Law student Ahmari and Weddady, civil rights outreach director of the American Islamic Congress, present the “most compelling voices” from an essay competition they organized shortly after Lebanon's Cedar Revolution in 2005.
The online competition was designed to give a means of expression to individuals under the age of 25 looking to find their voices on issues of religious and political freedom and human rights. During a five-year period, the editors received more than 8,000 essays from 22 countries in four languages. Each year the writers were asked to share either an example of the “pain of repression,” or concrete projects designed to strengthen civil rights or dreams of a better future. As a byproduct the process also opened pathways to recruit activists. The editors present the essays under three headings: “Trapped,” “Unequal” and “Breaking Through.” The views expressed by the essayists reflect an impressively diverse cross-section of the Middle Eastern world.
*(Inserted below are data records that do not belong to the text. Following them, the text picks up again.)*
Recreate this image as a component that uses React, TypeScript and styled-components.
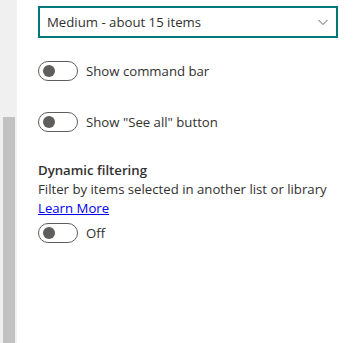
import React from 'react';
import styled, { createGlobalStyle } from 'styled-components';

const GlobalStyle = createGlobalStyle`
  html, body {
    margin: 0;
    padding: 0;
    background: #ffffff;
  }
  body {
    font-family: 'Open Sans', 'Noto Sans', 'Liberation Sans', sans-serif;
    color: #323130;
  }
`;

const Page = styled.div`
  display: flex;
  width: 358px;
  height: 343px;
  overflow: hidden;
`;

const ScrollTrack = styled.div`
  width: 17px;
  flex-shrink: 0;
  background: #f0f0f0;
  display: flex;
  flex-direction: column;
  padding-top: 117px;
  box-sizing: border-box;
`;

const ScrollThumb = styled.div`
  flex: 1;
  margin: 0 2px 0 3px;
  background: #c1c1c1;
`;

const Content = styled.div`
  flex: 1;
  padding: 6px 0 0 21px;
  display: flex;
  flex-direction: column;
  font-size: 13.2px;
`;

const Dropdown = styled.div`
  box-sizing: border-box;
  width: 300px;
  height: 32px;
  border: 2px solid #03787c;
  display: flex;
  align-items: center;
  justify-content: space-between;
  padding: 0 7px 0 7px;
  color: #323130;
`;

const ToggleRow = styled.div<{ $top: number }>`
  display: flex;
  align-items: center;
  gap: 8px;
  margin-top: ${(p) => p.$top}px;
  height: 20px;
`;

const Toggle = styled.div`
  box-sizing: border-box;
  width: 40px;
  height: 20px;
  border: 1px solid #605e5c;
  border-radius: 10px;
  display: flex;
  align-items: center;
  padding-left: 4px;
  &::after {
    content: '';
    width: 12px;
    height: 12px;
    border-radius: 50%;
    background: #605e5c;
  }
`;

const Heading = styled.div`
  margin-top: 29px;
  font-weight: 600;
  line-height: 19px;
`;

const Text = styled.div`
  line-height: 19px;
`;

const Link = styled.a`
  line-height: 19px;
  color: #0000ee;
  text-decoration: underline;
  align-self: flex-start;
`;

const Chevron = () => (
  <svg width="12" height="12" viewBox="0 0 12 12" fill="none">
    <path d="M1.5 4 L6 8.5 L10.5 4" stroke="#605e5c" strokeWidth="1" />
  </svg>
);

export default function App() {
  return (
    <>
      <GlobalStyle />
      <Page>
        <ScrollTrack>
          <ScrollThumb />
        </ScrollTrack>
        <Content>
          <Dropdown>
            <span>Medium - about 15 items</span>
            <Chevron />
          </Dropdown>
          <ToggleRow $top={23}>
            <Toggle />
            <span>Show command bar</span>
          </ToggleRow>
          <ToggleRow $top={31}>
            <Toggle />
            <span>Show "See all" button</span>
          </ToggleRow>
          <Heading>Dynamic filtering</Heading>
          <Text>Filter by items selected in another list or library</Text>
          <Link href="#">Learn More</Link>
          <ToggleRow $top={5}>
            <Toggle />
            <span>Off</span>
          </ToggleRow>
        </Content>
      </Page>
    </>
  );
}
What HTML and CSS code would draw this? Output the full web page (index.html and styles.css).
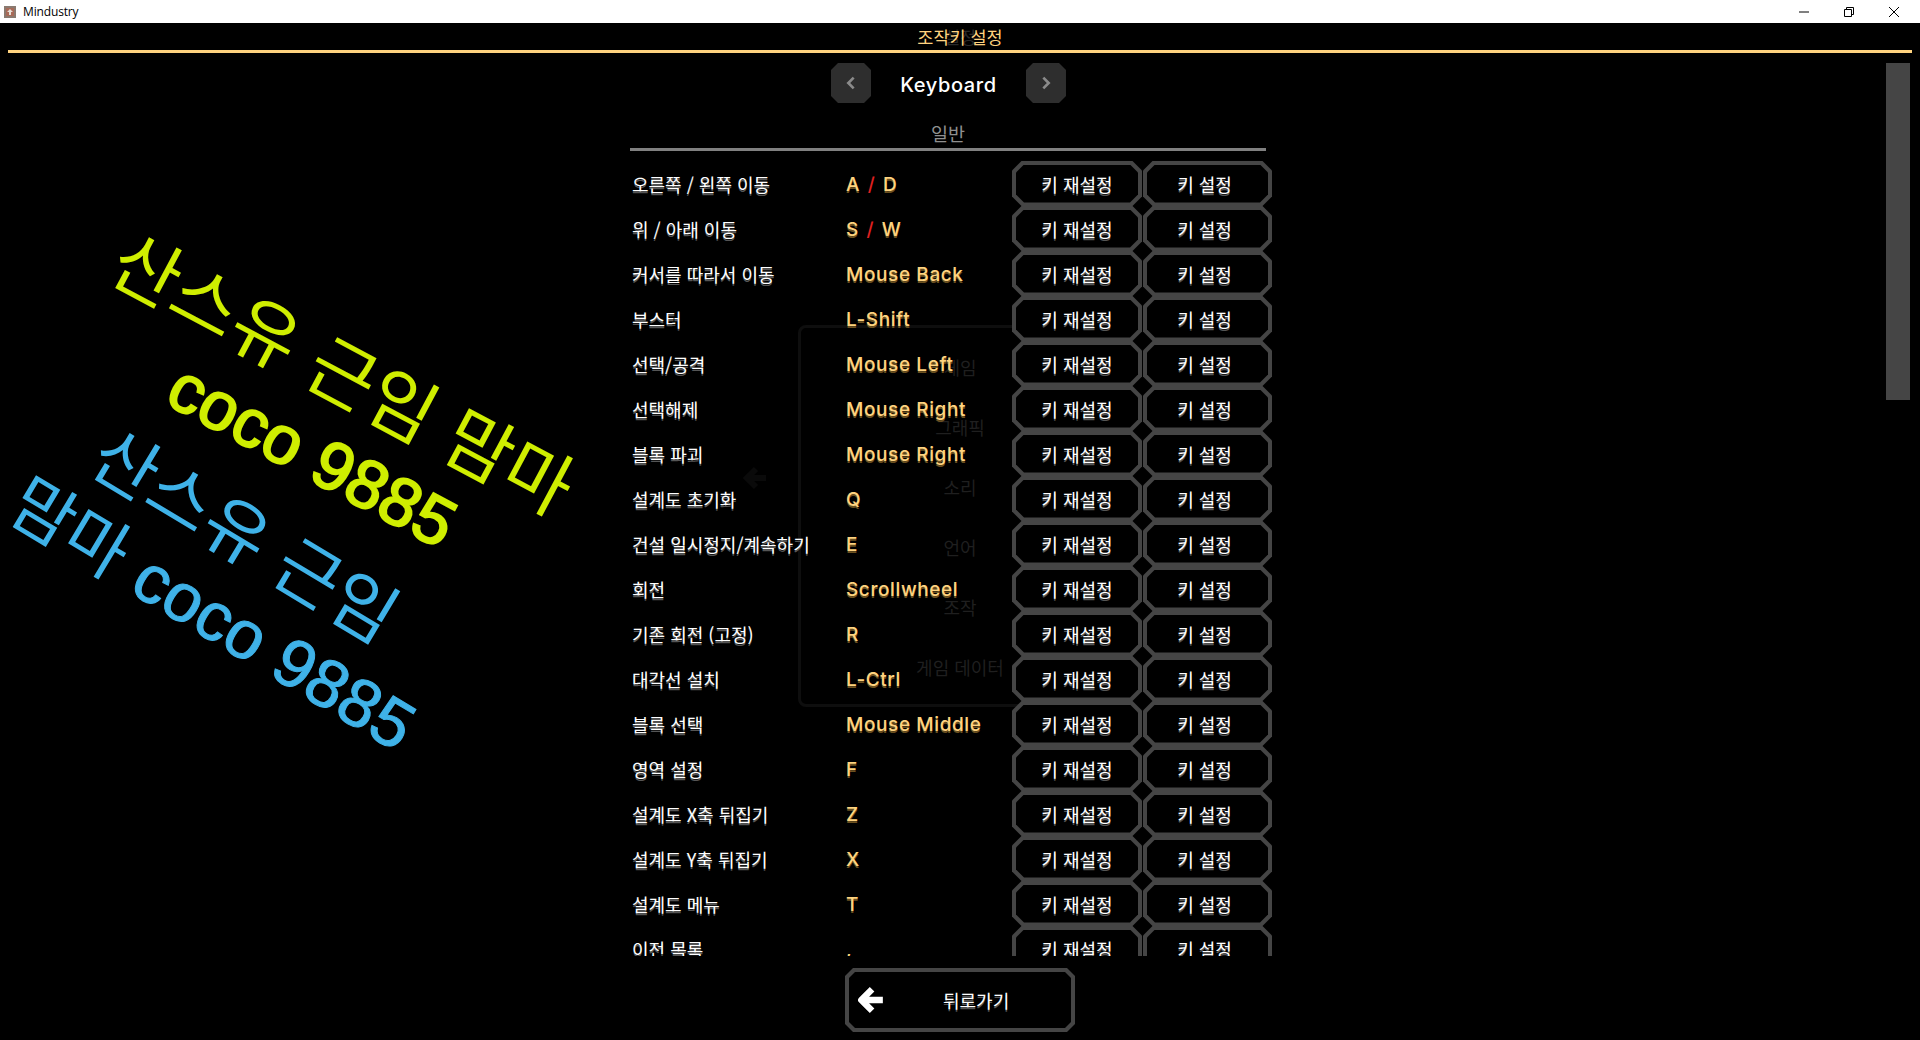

From Iran came contributions from the Baha’i and the Sunni religious minorities. The Baha’i are not allowed to participate in Iran's educational institutions, and Sunni ways of praying are banned in Shia Iran. The appeal for religious freedom also came from Saudi Arabia, where a student explores her process of standing up for herself against a repressive teacher. Also included are horrifying accounts of fundamentalist violence from Algeria and pleas for Western-style freedoms for homosexuals, along with accounts of the persecution of women.
A slim volume that successfully presents “treasures, surprises, and rewards.”